Saint Mary's Academy and College
- Motto: Instaurare Omnia in Christo (To Restore All Things in Christ)
- Type: Religious School, Society of St. Pius X
- Established: 1978; 48 years ago
- Rector: Patrick Rutledge
- Location: St. Marys, Kansas, U.S. 39°11′31″N 96°03′33″W﻿ / ﻿39.19194°N 96.05917°W
- Campus: Suburban;
- Colors: Blue and White
- Mascot: Crusaders
- Website: smac.edu

= Saint Mary's Academy and College =

Private school in St. Marys, Kansas, United States

Saint Mary's Academy and College is a religious school of the Society of St. Pius X located in St. Marys, Kansas.

== The original St. Mary's College ==
The original college at this location, St. Mary's College, was founded by the Jesuits in 1848 as an Indian mission. The school is the site of the first cathedral west of the Missouri River and east of the Rockies, the 1851 "log cathedral" of Bishop John Baptist Miège, S.J., Apostolic Vicar of Kansas under Pope Pius IX known familiarly as "The Bishop East of the Rockies".

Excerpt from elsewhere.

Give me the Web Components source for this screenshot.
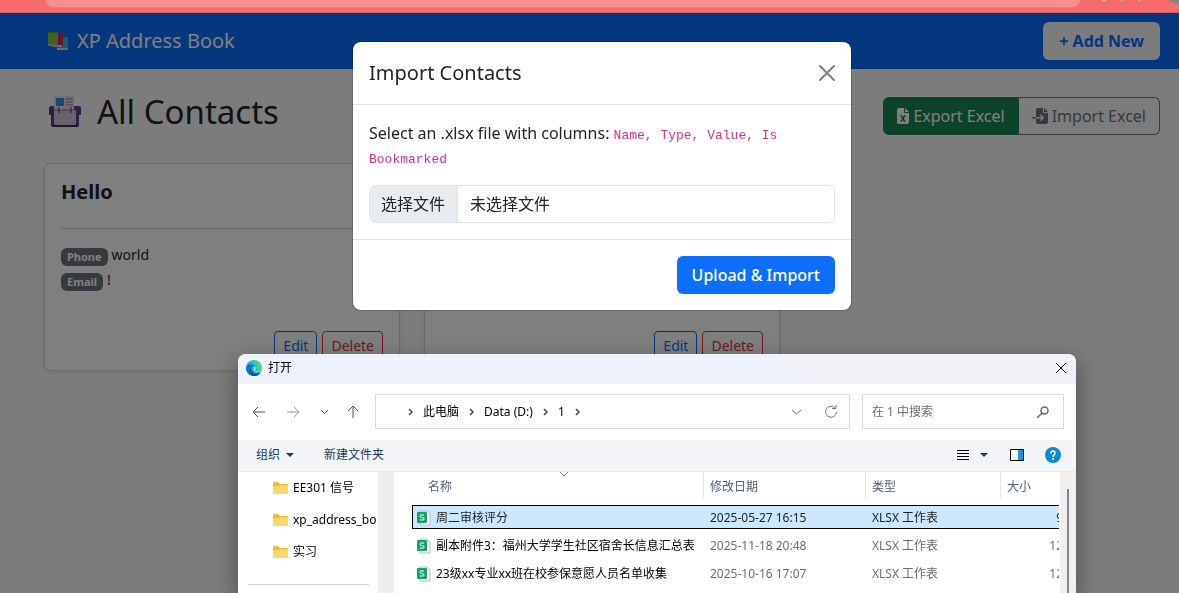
<!DOCTYPE html>
<html lang="en">
<head>
<meta charset="UTF-8">
<meta name="viewport" content="width=device-width, initial-scale=1">
<title>XP Address Book</title>
<style>
    html, body {
        height: 100%;
        margin: 0;
    }

    body {
        background: #f8f9fa;
        color: #212529;
        font: 16px/24px "Noto Sans", "Noto Sans CJK SC", sans-serif;
        overflow: hidden;
    }

    main {
        padding: 24px 19px 24px 44px;
    }

    .cards {
        display: grid;
        grid-template-columns: repeat(3, 1fr);
        gap: 24px;
    }
</style>
</head>
<body>
    <browser-bar></browser-bar>
    <app-navbar>XP Address Book</app-navbar>
    <main>
        <page-header>All Contacts</page-header>
        <div class="cards">
            <contact-card>
                <span slot="name">Hello</span>
                <contact-field label="Phone">world</contact-field>
                <contact-field label="Email">!</contact-field>
            </contact-card>
            <contact-card></contact-card>
        </div>
    </main>
    <import-modal>
        <span slot="title">Import Contacts</span>
    </import-modal>
    <file-dialog></file-dialog>

<script>
// Attach an open shadow root filled with the given markup
class BaseElement extends HTMLElement {
    constructor() {
        super();
        const template = document.createElement('template');
        template.innerHTML = this.constructor.markup;
        this.attachShadow({ mode: 'open' });
        this.shadowRoot.appendChild(template.content.cloneNode(true));
    }
}

class BrowserBar extends BaseElement {
    static markup = `
        <style>
            :host {
                display: flex;
                box-sizing: border-box;
                height: 13px;
                padding-left: 46px;
                background: #f66c6c;
                border-bottom: 1px solid #d95f62;
                position: relative;
                z-index: 2;
                overflow: hidden;
            }
            .address {
                flex: 1;
                height: 7px;
                background: #f99090;
                border-bottom: 1px solid #d98080;
                border-radius: 0 0 16px 16px;
            }
            svg { flex: none; }
        </style>
        <div class="address"></div>
        <svg width="99" height="12" viewBox="0 0 99 12">
            <path d="M22 0h4M41 0h2M58 0h2" stroke="#fff"/>
            <circle cx="97" cy="-5" r="9" fill="#8a8580"/>
        </svg>
    `;
}
customElements.define('browser-bar', BrowserBar);

class AppNavbar extends BaseElement {
    static markup = `
        <style>
            :host {
                display: block;
                background: #0d6efd;
            }
            nav {
                display: flex;
                align-items: center;
                justify-content: space-between;
                height: 56px;
                padding: 0 19px 0 47px;
            }
            a {
                display: flex;
                align-items: center;
                gap: 8px;
                color: #fff;
                font-size: 20px;
                text-decoration: none;
            }
            button {
                height: 38px;
                padding: 0 16px;
                border: 0;
                border-radius: 6px;
                background: #f8f9fa;
                color: #0d6efd;
                font: inherit;
                font-weight: 700;
            }
        </style>
        <nav>
            <a href="#">
                <svg width="22" height="20" viewBox="0 0 22 20" aria-hidden="true">
                    <path d="M10 6h11v12H10z" fill="#39b9e3"/>
                    <path d="M10 17h11v2H10z" fill="#c3dfed"/>
                    <path d="M6 3h10v12H6z" fill="#d5294d"/>
                    <path d="M5 14h10v2H5z" fill="#e6c6d3"/>
                    <path d="M1 1h10v13H1z" fill="#80c342"/>
                    <path d="M1 1h10v1H1z" fill="#5f9c30"/>
                    <path d="M1 13h10v2H1z" fill="#9fc98a"/>
                </svg>
                <slot></slot>
            </a>
            <button type="button">+ Add New</button>
        </nav>
    `;
}
customElements.define('app-navbar', AppNavbar);

class PageHeader extends BaseElement {
    static markup = `
        <style>
            :host {
                display: flex;
                align-items: center;
                justify-content: space-between;
                height: 46px;
                margin-bottom: 24px;
            }
            h1 {
                display: flex;
                align-items: center;
                gap: 15px;
                margin: 0 0 8px;
                padding-left: 4px;
                font-size: 33px;
                font-weight: 400;
                line-height: 38px;
            }
            .group { display: flex; }
            button {
                display: flex;
                align-items: center;
                gap: 4px;
                height: 38px;
                padding: 0 13px;
                border: 1px solid #198754;
                border-radius: 6px 0 0 6px;
                background: #198754;
                color: #fff;
                font: inherit;
            }
            button + button {
                border-color: #6c757d;
                border-left: 0;
                border-radius: 0 6px 6px 0;
                background: none;
                color: #6c757d;
            }
        </style>
        <h1>
            <svg width="34" height="34" viewBox="0 0 34 34" aria-hidden="true">
                <path d="M1 13q0-2 2-2h28q2 0 2 2v7h-2v10q0 2-2 2H5q-2 0-2-2V20H1z" fill="#5b418f"/>
                <path d="M6 1h20v14H6z" fill="#e4dcea"/>
                <path d="M8 3h8v8H8z" fill="#3a8fd9"/>
                <path d="M18 4h7M18 7h7M18 10h7" stroke="#a89bad" stroke-width="1.5"/>
                <path d="M6 15h22v14q0 1-1 1H7q-1 0-1-1z" fill="#d3c4db"/>
                <path d="M6 15h22" stroke="#80699c"/>
                <path d="M11 12v6M23 12v6" stroke="#3c2b5c"/>
                <path d="M4 31h26" stroke="#3f2969" stroke-width="2"/>
            </svg>
            <slot></slot>
        </h1>
        <div class="group">
            <button type="button">
                <svg width="12" height="16" viewBox="0 0 384 512" fill="currentColor" aria-hidden="true">
                    <path fill-rule="evenodd" d="M64 0C29 0 0 29 0 64v384c0 35 29 64 64 64h256c35 0 64-29 64-64V160H256c-18 0-32-14-32-32V0zM256 0v128h128zM155 234l37 57 37-57c7-11 22-14 33-7s14 22 7 33l-49 76 49 76c7 11 4 26-7 33s-26 4-33-7l-37-58-37 58c-7 11-22 14-33 7s-14-22-7-33l49-76-49-76c-7-11-4-26 7-33s26-4 33 7z"/>
                </svg>
                Export Excel
            </button>
            <button type="button">
                <svg width="16" height="16" viewBox="0 0 512 512" fill="currentColor" aria-hidden="true">
                    <path fill-rule="evenodd" d="M128 64c0-35 29-64 64-64h160v128c0 18 14 32 32 32h128v288c0 35-29 64-64 64H192c-35 0-64-29-64-64V336h174l-39 39c-9 9-9 25 0 34s25 9 34 0l80-80c9-9 9-25 0-34l-80-80c-9-9-25-9-34 0s-9 25 0 34l39 39H128zM0 312c0-13 11-24 24-24h104v48H24c-13 0-24-11-24-24zM512 128H384V0z"/>
                </svg>
                Import Excel
            </button>
        </div>
    `;
}
customElements.define('page-header', PageHeader);

class ContactField extends BaseElement {
    static markup = `
        <style>
            :host {
                display: flex;
                align-items: center;
                gap: 4px;
                height: 25px;
                font-size: 14px;
            }
            b {
                padding: 0 6px;
                margin-top: 4px;
                border-radius: 6px;
                background: #6c757d;
                color: #fff;
                font-size: 11px;
                line-height: 18px;
            }
        </style>
        <b></b>
        <slot></slot>
    `;

    connectedCallback() {
        this.shadowRoot.querySelector('b').textContent = this.getAttribute('label');
    }
}
customElements.define('contact-field', ContactField);

class ContactCard extends BaseElement {
    static markup = `
        <style>
            :host {
                display: flex;
                flex-direction: column;
                box-sizing: border-box;
                min-height: 208px;
                padding: 16px 16px 8px;
                border: 1px solid #d5d6d7;
                border-radius: 6px;
                background: #fff;
                box-shadow: 0 2px 4px rgba(0, 0, 0, .08);
            }
            h2 {
                min-height: 24px;
                margin: 0;
                font-size: 20px;
                font-weight: 700;
            }
            hr {
                width: 100%;
                margin: 24px 0 13px;
                border: 0;
                border-top: 1px solid #c8c9ca;
            }
            .fields { flex: 1; }
            footer {
                display: flex;
                justify-content: flex-end;
                gap: 5px;
            }
            button {
                height: 31px;
                padding: 0 8px 2px;
                border: 1px solid #0d6efd;
                border-radius: 4px;
                background: none;
                color: #0d6efd;
                font: inherit;
                font-size: 14px;
            }
            .delete {
                border-color: #dc3545;
                color: #dc3545;
            }
        </style>
        <h2><slot name="name"></slot></h2>
        <hr>
        <div class="fields"><slot></slot></div>
        <footer>
            <button type="button">Edit</button>
            <button type="button" class="delete">Delete</button>
        </footer>
    `;
}
customElements.define('contact-card', ContactCard);

class ImportModal extends BaseElement {
    static markup = `
        <style>
            :host {
                display: flex;
                justify-content: center;
                align-items: flex-start;
                box-sizing: border-box;
                position: fixed;
                inset: 13px 0 0;
                padding: 29px 0 0 25px;
                background: rgba(0, 0, 0, .5);
            }
            section {
                box-sizing: border-box;
                width: 498px;
                border-radius: 8px;
                background: #fff;
                box-shadow: 0 0 0 1px rgba(0, 0, 0, .18);
            }
            header {
                display: flex;
                align-items: center;
                justify-content: space-between;
                padding: 16px;
                border-bottom: 1px solid #dee2e6;
            }
            h2 {
                margin: 0;
                font-size: 20px;
                font-weight: 400;
                line-height: 30px;
            }
            .close {
                display: flex;
                padding: 0;
                border: 0;
                background: none;
                color: #7f7f7f;
            }
            .body { padding: 16px; }
            p { margin: 0 0 16px; }
            code {
                color: #d63384;
                font: 13px "Liberation Mono", monospace;
            }
            .file {
                display: flex;
                height: 36px;
                border: 1px solid #dee2e6;
                border-radius: 6px;
                line-height: 36px;
                overflow: hidden;
            }
            .file span { padding: 0 12px; }
            .file .pick {
                padding-left: 11px;
                border-right: 1px solid #dee2e6;
                background: #e9ecef;
            }
            .file input {
                width: 0;
                height: 0;
                padding: 0;
                opacity: 0;
            }
            footer {
                display: flex;
                justify-content: flex-end;
                padding: 16px;
                border-top: 1px solid #dee2e6;
            }
            .upload {
                height: 38px;
                padding: 0 15px;
                border: 0;
                border-radius: 6px;
                background: #0d6efd;
                color: #fff;
                font: inherit;
                font-weight: 500;
            }
        </style>
        <section role="dialog" aria-labelledby="title">
            <header>
                <h2 id="title"><slot name="title"></slot></h2>
                <button type="button" class="close" aria-label="Close">
                    <svg width="16" height="16" viewBox="0 0 16 16" fill="none" stroke="currentColor" stroke-width="2" stroke-linecap="round">
                        <path d="M1 1l14 14M15 1L1 15"/>
                    </svg>
                </button>
            </header>
            <div class="body">
                <p>Select an .xlsx file with columns: <code>Name, Type, Value, Is Bookmarked</code></p>
                <label class="file" for="file">
                    <span class="pick">选择文件</span>
                    <span>未选择文件</span>
                    <input id="file" type="file" accept=".xlsx">
                </label>
            </div>
            <footer>
                <button type="button" class="upload">Upload &amp; Import</button>
            </footer>
        </section>
    `;
}
customElements.define('import-modal', ImportModal);

const folderIcon = `
    <svg width="15" height="12" viewBox="0 0 15 12" aria-hidden="true">
        <path d="M0 1q0-1 1-1h4l2 2h7q1 0 1 1v3H0z" fill="#f5b72f"/>
        <path d="M0 5q0-1 1-1h5l1-1h7q1 0 1 1v7q0 1-1 1H1q-1 0-1-1z" fill="#ffd667"/>
    </svg>`;

const sheetIcon = `
    <svg width="14" height="16" viewBox="0 0 14 16" aria-hidden="true">
        <path d="M3 1h7l3 3v11H3z" fill="#fff" stroke="#b5b8bb"/>
        <rect y="2" width="10" height="11" rx="1" fill="#12a365"/>
        <path d="M7 5H4q-1 0-1 1t1 1.500h2q1 .5 1 1.500t-1 1H3" fill="none" stroke="#fff"/>
    </svg>`;

const crumbArrow = `
    <svg width="5" height="8" viewBox="0 0 5 8" fill="none" stroke="#444" stroke-width="1.500" aria-hidden="true">
        <path d="M1 1l3 3-3 3"/>
    </svg>`;

const fileRow = (name, date, size, selected = '') => `
    <tr class="${selected}">
        <td class="name"><div>${sheetIcon}${name}</div></td>
        <td class="date">${date}</td>
        <td>XLSX 工作表</td>
        <td class="size">${size}</td>
    </tr>`;

class FileDialog extends BaseElement {
    static markup = `
        <style>
            :host {
                display: flex;
                flex-direction: column;
                position: fixed;
                inset: 354px 103px 0 238px;
                border-radius: 8px 8px 0 0;
                background: #fff;
                color: #000;
                font-size: 12px;
                line-height: 16px;
                box-shadow: 0 8px 24px rgba(0, 0, 0, .4);
                overflow: hidden;
            }
            button {
                display: flex;
                align-items: center;
                justify-content: center;
                padding: 0;
                border: 0;
                background: none;
                color: inherit;
                font: inherit;
            }
            svg { flex: none; }
            .title {
                display: flex;
                align-items: center;
                gap: 6px;
                height: 28px;
                padding: 0 10px 2px 8px;
                background: linear-gradient(90deg, #eef2fb, #f1f2f7);
            }
            .title button { margin-left: auto; }
            .nav {
                display: flex;
                align-items: center;
                gap: 12px;
                height: 55px;
                padding: 0 12px 1px 14px;
                color: #666;
            }
            .history {
                display: flex;
                gap: 18px;
            }
            .address, .search {
                display: flex;
                align-items: center;
                box-sizing: border-box;
                height: 35px;
                border: 1px solid #d9d9d9;
            }
            .address {
                flex: 1;
                gap: 10px;
                padding: 0 12px 0 32px;
                margin-left: 4px;
                color: #000;
            }
            .address .tools {
                display: flex;
                align-items: center;
                gap: 24px;
                margin-left: auto;
            }
            .search {
                width: 202px;
                padding: 0 14px 0 9px;
            }
            .search input {
                flex: 1;
                min-width: 0;
                padding: 0;
                border: 0;
                outline: 0;
                background: none;
                font: inherit;
            }
            .search input::placeholder { color: #6d6d6d; }
            .toolbar {
                display: flex;
                align-items: center;
                height: 30px;
                padding: 0 15px 1px 18px;
                border-bottom: 1px solid #e8e9eb;
                background: #f4f5f8;
                color: #1e395b;
            }
            .toolbar button { gap: 6px; }
            .organize { margin-right: 30px; }
            .toolbar .views {
                gap: 11px;
                margin-left: auto;
                margin-right: 22px;
            }
            .preview { margin-right: 21px; }
            .panes {
                display: flex;
                flex: 1;
                min-height: 0;
            }
            aside {
                width: 140px;
                overflow: hidden;
            }
            aside a {
                display: flex;
                align-items: center;
                gap: 5px;
                height: 32px;
                padding-left: 35px;
                color: #000;
                text-decoration: none;
                white-space: nowrap;
            }
            aside hr {
                margin: 16px 9px 0 10px;
                border: 0;
                border-top: 1px solid #d0d0d0;
            }
            .gutter {
                width: 16px;
                background: #eee;
            }
            .list {
                flex: 1;
                min-width: 0;
                position: relative;
                padding-left: 18px;
                overflow: hidden;
            }
            .sort {
                position: absolute;
                top: 0;
                left: 25%;
            }
            table {
                width: calc(100% + 4px);
                margin-top: -4px;
                border-spacing: 0 4px;
                table-layout: fixed;
            }
            th {
                box-sizing: border-box;
                height: 29px;
                padding: 0 0 0 7px;
                background: linear-gradient(#e5e5e5, #e5e5e5) 0 0 / 1px 27px no-repeat;
                color: #4c607a;
                font-weight: 400;
                text-align: left;
            }
            th:first-child {
                padding-left: 16px;
                background: none;
            }
            .c-date { width: 162px; }
            .c-type { width: 135px; }
            .c-size { width: 63px; }
            td {
                height: 20px;
                padding: 2px 0 0 7px;
                border: solid transparent;
                border-width: 1px 0;
                color: #6d6d6d;
                white-space: nowrap;
            }
            td.name {
                padding-left: 4px;
                border-left-width: 1px;
                color: #000;
            }
            td.name div {
                display: flex;
                align-items: center;
                gap: 5px;
            }
            td.size {
                padding-left: 0;
                text-align: right;
            }
            .selected td {
                border-color: #000;
                background: #cce8ff;
                color: #222;
            }
            .scroll {
                box-sizing: border-box;
                width: 16px;
                margin-left: 1px;
                padding: 17px 6px 0 7px;
                background: #f0f0f0;
            }
            .thumb {
                height: 100%;
                margin-right: 1px;
                background: #858585;
            }
        </style>
        <div class="title">
            <svg width="16" height="16" viewBox="0 0 16 16" aria-hidden="true">
                <defs>
                    <linearGradient id="sea" x1="0" x2="1" y1="0.500" y2="0">
                        <stop offset="0" stop-color="#1aa5dc"/>
                        <stop offset="0.500" stop-color="#2cc3c8"/>
                        <stop offset="1" stop-color="#6fdc55"/>
                    </linearGradient>
                </defs>
                <circle cx="8" cy="8" r="8" fill="url(#sea)"/>
                <path d="M0 8c0-4 6-5 9-2-3 0-4 2-3 4 1 3 5 4 8 2-2 3-4 4-6 4-5 0-8-4-8-8z" fill="#0c76cf"/>
                <path d="M5 8c-1 5 3 7 7 6 1 0 2-1 3-2-2 4-5 4-7 4-4-1-5-5-3-8z" fill="#0b4f9e"/>
                <path d="M9 7c1 1 0 2 0 3 0 2 4 2 6 1-3 2-7 1-7-2 0-1 0-2 1-2z" fill="#fff"/>
            </svg>
            打开
            <button type="button" aria-label="关闭">
                <svg width="10" height="10" viewBox="0 0 10 10" stroke="#111"><path d="M0 0l10 10M10 0L0 10"/></svg>
            </button>
        </div>
        <div class="nav">
            <div class="history">
                <button type="button" aria-label="后退">
                    <svg width="14" height="12" viewBox="0 0 14 12" fill="none" stroke="#555"><path d="M13 6H1M6 1L1 6l5 5"/></svg>
                </button>
                <button type="button" aria-label="前进">
                    <svg width="18" height="12" viewBox="-3 0 18 12" fill="none" stroke="#999"><path d="M0 6h12M7 1l5 5-5 5"/></svg>
                </button>
                <button type="button" aria-label="最近">
                    <svg width="9" height="6" viewBox="0 0 9 6" fill="none" stroke="#555"><path d="M1 1l3.500 3.500L8 1"/></svg>
                </button>
                <button type="button" aria-label="上移">
                    <svg width="12" height="14" viewBox="0 0 12 14" fill="none" stroke="#555"><path d="M6 13V1M1 6l5-5 5 5"/></svg>
                </button>
            </div>
            <div class="address">
                ${crumbArrow}<span>此电脑</span>
                ${crumbArrow}<span>Data (D:)</span>
                ${crumbArrow}<span>1</span>
                ${crumbArrow}
                <div class="tools">
                    <button type="button" aria-label="展开">
                        <svg width="9" height="6" viewBox="0 0 9 6" fill="none" stroke="#777"><path d="M0 1l4.500 4L9 1"/></svg>
                    </button>
                    <button type="button" aria-label="刷新">
                        <svg width="12" height="13" viewBox="0 0 12 13" fill="none" stroke="#777"><path d="M10 3a5.500 5.500 0 1 0 1.500 4M7 3.500h4V0"/></svg>
                    </button>
                </div>
            </div>
            <div class="search">
                <input type="search" aria-label="搜索" placeholder="在 1 中搜索">
                <svg width="12" height="12" viewBox="0 0 12 12" fill="none" stroke="#666" stroke-width="1.500" aria-hidden="true">
                    <circle cx="7.500" cy="4.500" r="3.500"/><path d="M5 7l-5 5"/>
                </svg>
            </div>
        </div>
        <div class="toolbar">
            <button type="button" class="organize">
                组织
                <svg width="8" height="4" viewBox="0 0 8 4" fill="#1e395b"><path d="M0 0h8L4 4z"/></svg>
            </button>
            <button type="button">新建文件夹</button>
            <button type="button" class="views" aria-label="视图">
                <svg width="12" height="10" viewBox="0 0 12 10" stroke="#000"><path d="M0 .5h12M0 3.500h12M0 6.500h12M0 9.500h12"/></svg>
                <svg width="8" height="4" viewBox="0 0 8 4" fill="#1e395b"><path d="M0 0h8L4 4z"/></svg>
            </button>
            <button type="button" class="preview" aria-label="预览窗格">
                <svg width="14" height="12" viewBox="0 0 14 12">
                    <path d="M.5 .5h13v11H.5z" fill="#fff" stroke="#000"/><path d="M8 1h5v10H8z" fill="#149ae0"/>
                </svg>
            </button>
            <button type="button" aria-label="帮助">
                <svg width="16" height="16" viewBox="0 0 16 16" fill="none">
                    <circle cx="8" cy="8" r="8" fill="#0f87d8"/>
                    <path d="M6 6.500Q6 4 8 4t2 2q0 1-1 2T8 10" stroke="#fff" stroke-width="1.500"/>
                    <circle cx="8" cy="12" r="1" fill="#fff"/>
                </svg>
            </button>
        </div>
        <div class="panes">
            <aside>
                <a href="#">${folderIcon}EE301 信号</a>
                <a href="#">${folderIcon}xp_address_bo</a>
                <a href="#">${folderIcon}实习</a>
                <hr>
            </aside>
            <div class="gutter"></div>
            <div class="list">
                <svg class="sort" width="8" height="5" viewBox="0 0 8 5" fill="none" stroke="#777"><path d="M0 0l4 4 4-4"/></svg>
                <table>
                    <thead>
                        <tr>
                            <th>名称</th>
                            <th class="c-date">修改日期</th>
                            <th class="c-type">类型</th>
                            <th class="c-size">大小</th>
                        </tr>
                    </thead>
                    <tbody>
                        ${fileRow('周二审核评分', '2025-05-27 16:15', '9', 'selected')}
                        ${fileRow('副本附件3：福州大学学生社区宿舍长信息汇总表', '2025-11-18 20:48', '12')}
                        ${fileRow('23级xx专业xx班在校参保意愿人员名单收集', '2025-10-16 17:07', '12')}
                    </tbody>
                </table>
            </div>
            <div class="scroll"><div class="thumb"></div></div>
        </div>
    `;
}
customElements.define('file-dialog', FileDialog);
</script>
</body>
</html>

When the Potawatomi were forcibly removed, the Jesuits turned it into a boarding school for boys, until it closed during the Great Depression. After 1931 the 465 acre (1.9 km²) plot hosted the divinity school of St. Louis University. With the movement of seminaries to the city after Vatican II, the land was sold and the Jesuit divinity school returned to St. Louis in 1967.

=== Athletics ===
The St. Mary's athletic teams were called the Knights. The college was a member of the National Association of Intercollegiate Athletics (NAIA), primarily competing in the Kansas Collegiate Athletic Conference (KCAC) from 1902–03 to 1930–31, the season where the school closed.

===Notable people===
- Alumni
- Robert Casey (1890–1962), combat veteran, newspaper correspondent and columnist for Chicago Daily News.
- Charles Comiskey (1859–1931), baseball player, manager, team owner. He was the founding owner of the Chicago White Sox. Comiskey Park was named for him.
- Faculty
- Ernest Quigley (1880–1960), basketball referee, umpire in Major League Baseball, football coach at Kansas Wesleyan University. At St. Mary's College, he was coach, teacher, athletic director from 1903 to 1912.

== Saint Mary's Academy and College ==
In 1978, the Society of Saint Pius X acquired the property along with 12 major buildings. The school is now incorporated in Kansas as The Society of Saint Pius X of Saint Mary's, Inc. It has no ties with the previous St. Mary's College.

=== Athletics ===

The Academy teams play in the Kansas Christian League in football and soccer and against some non-league teams.

==== Controversy ====
In February 2008, St. Mary's Academy made news when a female referee was told that she could not officiate at the high school basketball game. The other referee allegedly claimed that someone told him it was because she "could not be put in a position of authority over boys because of the academy's beliefs". The Academy denied this belief. St. Mary's Academy was removed from the Kansas State High School Activities Association list of approved schools. They were reinstated two years later.

St. Mary's official reply to the incident was in a press release:

 This alleged reason was neither stated nor is it held by any official of St. Mary's Academy, as evidenced by the fact that the faculty and staff of St. Mary's includes many honorable ladies of talent and erudition....
 St. Mary's Academy follows the directives of the Catholic Church regarding co-education. The Church has always promoted the ideal of forming and educating boys and girls separately during the adolescent years, especially in physical education (Cf. Divini Illius Magistri - Encyclical on the Christian Education of Youth, by Pope Pius XI, 1929 and The Instruction of the Sacred Congregation of Religious on Co-Education, A.A.S., 25 (1958) pp. 99-103). This formation of adolescent boys is best accomplished by male role models, as the formation of girls is best accomplished by women. Hence in boys' athletic competitions, it is important that the various role models (coaches and referees) be men.

In 2004, the school forfeited a football game against White City High School because the opponent had a girl on the team.

=== St. Mary's Priory ===

St. Mary's Academy and College is also a traditional Catholic congregation of approximately 4,300 persons (2023).

In 2019, St. Mary's Academy and College announced plans for the construction of a new Immaculata Church, expected to hold 1500 people and to be the largest SSPX church in Kansas.

On May 3, 2023, the Immaculata Church was consecrated by Bishop Bernard Fellay.